Michael Jackson, however, is even better than I remembered. The 10 minutes of the film where he first appears, singing "You Can't Win" and then "Ease on Down the Road", are fantastic. Watching him again, I am convinced that Jackson made a big mistake when he elected not to do any more film roles. He is magic here. He is the Scarecrow. His movements, his expressions, everything, are absolutely perfect. And of course, he sings the song wonderfully. But more than just his great singing, it's his facial expression, his hand movements, that sell the songs. It is an absolutely wonderful acting job, hands down one of the best.

One other observation I have after seeing this movie again. In this film, Michael Jackson's speaking voice sounds... normal. I mean, sure, it's that same high voice we all know. But the way he speaks, that sounds normal. Not that odd, somewhat feminine lilt that you always heard him speak in throughout his public life. But you know who does talk like that in the movie? Diana Ross.

It's well known that Michael Jackson was enamored of Diana Ross. After seeing The Wiz again, I'm convinced that Jackson's odd way of talking was either his conscious or subconscious imitation of his idol Diana Ross. I think he must've been studying her during the entire time they were doing the movie, and then he started talking like that. That's my observation, anyway. Take it as you will.

I don't pretend to have any idea what the hell happened to Michael Jackson. What happened to that earnest, hard-working 19-year-old actor in The Wiz? Where did he go? What drove him to make the decisions that he did? I certainly don't know. I doubt if even Jackson himself knew.

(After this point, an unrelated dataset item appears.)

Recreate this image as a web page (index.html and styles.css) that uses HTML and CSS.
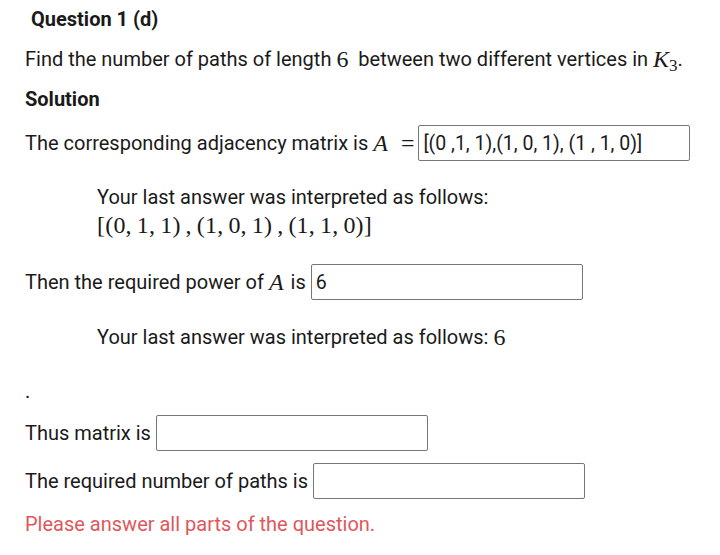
FILE: index.html
```html
<!DOCTYPE html>
<html>
<head>
<meta charset="utf-8">
<link rel="stylesheet" href="styles.css">
</head>
<body>
<div class="page">
  <div class="title">Question 1 (d)</div>
  <div class="row find">Find the number of paths of length&nbsp;<span class="m">6</span>&nbsp; between two different vertices in&nbsp;<span class="m"><i>K</i><sub>3</sub></span>.</div>
  <div class="row sol">Solution</div>
  <div class="row ans r1">The corresponding adjacency matrix is&nbsp;<span class="m"><i>A</i><span class="eq">=</span></span><input class="box" type="text" value="[(0 ,1, 1),(1, 0, 1), (1 , 1, 0)]"></div>
  <div class="interp i1">
    <div class="line">Your last answer was interpreted as follows:</div>
    <div class="line m mline">[(0,&thinsp;1,&thinsp;1)&thinsp;,&thinsp;(1,&thinsp;0,&thinsp;1)&thinsp;,&thinsp;(1,&thinsp;1,&thinsp;0)]</div>
  </div>
  <div class="row ans r2">Then the required power of&nbsp;<span class="m va"><i>A</i></span>&nbsp;is&nbsp;<input class="box" type="text" value="6"></div>
  <div class="interp i2">
    <div class="line">Your last answer was interpreted as follows:&nbsp;<span class="m">6</span></div>
  </div>
  <div class="row dot">.</div>
  <div class="row ans r3">Thus matrix is&nbsp;<input class="box shift" type="text" value=""></div>
  <div class="row ans r4">The required number of paths is&nbsp;<input class="box" type="text" value=""></div>
  <div class="row err">Please answer all parts of the question.</div>
</div>
</body>
</html>
```

FILE: styles.css
```css
html, body {
  margin: 0;
  padding: 0;
  background: #ffffff;
}
body {
  font-family: Roboto, "Liberation Sans", sans-serif;
  font-size: 20px;
  color: #1a1a1a;
}
.page {
  padding-left: 25px;
  display: flex;
  flex-direction: column;
}
.title {
  font-weight: 700;
  font-size: 20px;
  height: 38px;
  line-height: 38px;
  padding-left: 6px;
}
.row {
  display: flex;
  align-items: center;
  white-space: pre;
}
.find { height: 42px; }
.sol { height: 38px; font-weight: 700; }
.ans { height: 50px; }
.r1 { height: 50px; }
.m {
  font-family: "Liberation Serif", "DejaVu Serif", serif;
  font-size: 24px;
}
.m i { font-style: italic; }
.m sub {
  font-size: 17px;
  vertical-align: -4px;
  line-height: 0;
}
.eq {
  margin-left: 13px;
  margin-right: 4px;
}
.va { margin-right: 2px; }
.shift { margin-left: 2px; }
.box {
  box-sizing: border-box;
  width: 272px;
  height: 36px;
  border: 1px solid #767676;
  border-radius: 2px;
  padding: 0 4px;
  margin: 0;
  font-family: Roboto, "Liberation Sans", sans-serif;
  font-size: 19.5px;
  color: #1a1a1a;
  background: #fff;
  outline: none;
}
.interp {
  padding-left: 72px;
  display: flex;
  flex-direction: column;
}
.line {
  height: 28px;
  display: flex;
  align-items: center;
  white-space: pre;
}
.i1 { padding-top: 15px; padding-bottom: 18px; }
.i2 { padding-top: 16px; padding-bottom: 30px; }
.mline { font-size: 24px; letter-spacing: 0.2px; }
.dot { height: 28px; align-items: flex-start; line-height: 20px; }
.r3 { height: 48px; }
.r4 { height: 48px; }
.err {
  color: #e0575b;
  height: 38px;
}
```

But I do know this: If you want to see Michael Jackson before he became "Wacko Jacko"... if you want to see how he could have become one of the great actors of our generation... if you want to see the best performance of Scarecrow ever (and yeah, I do mean better than you-know-who in the 1939 version), then see Michael Jackson in The Wiz.

Fast-forward through the rest of the movie, however.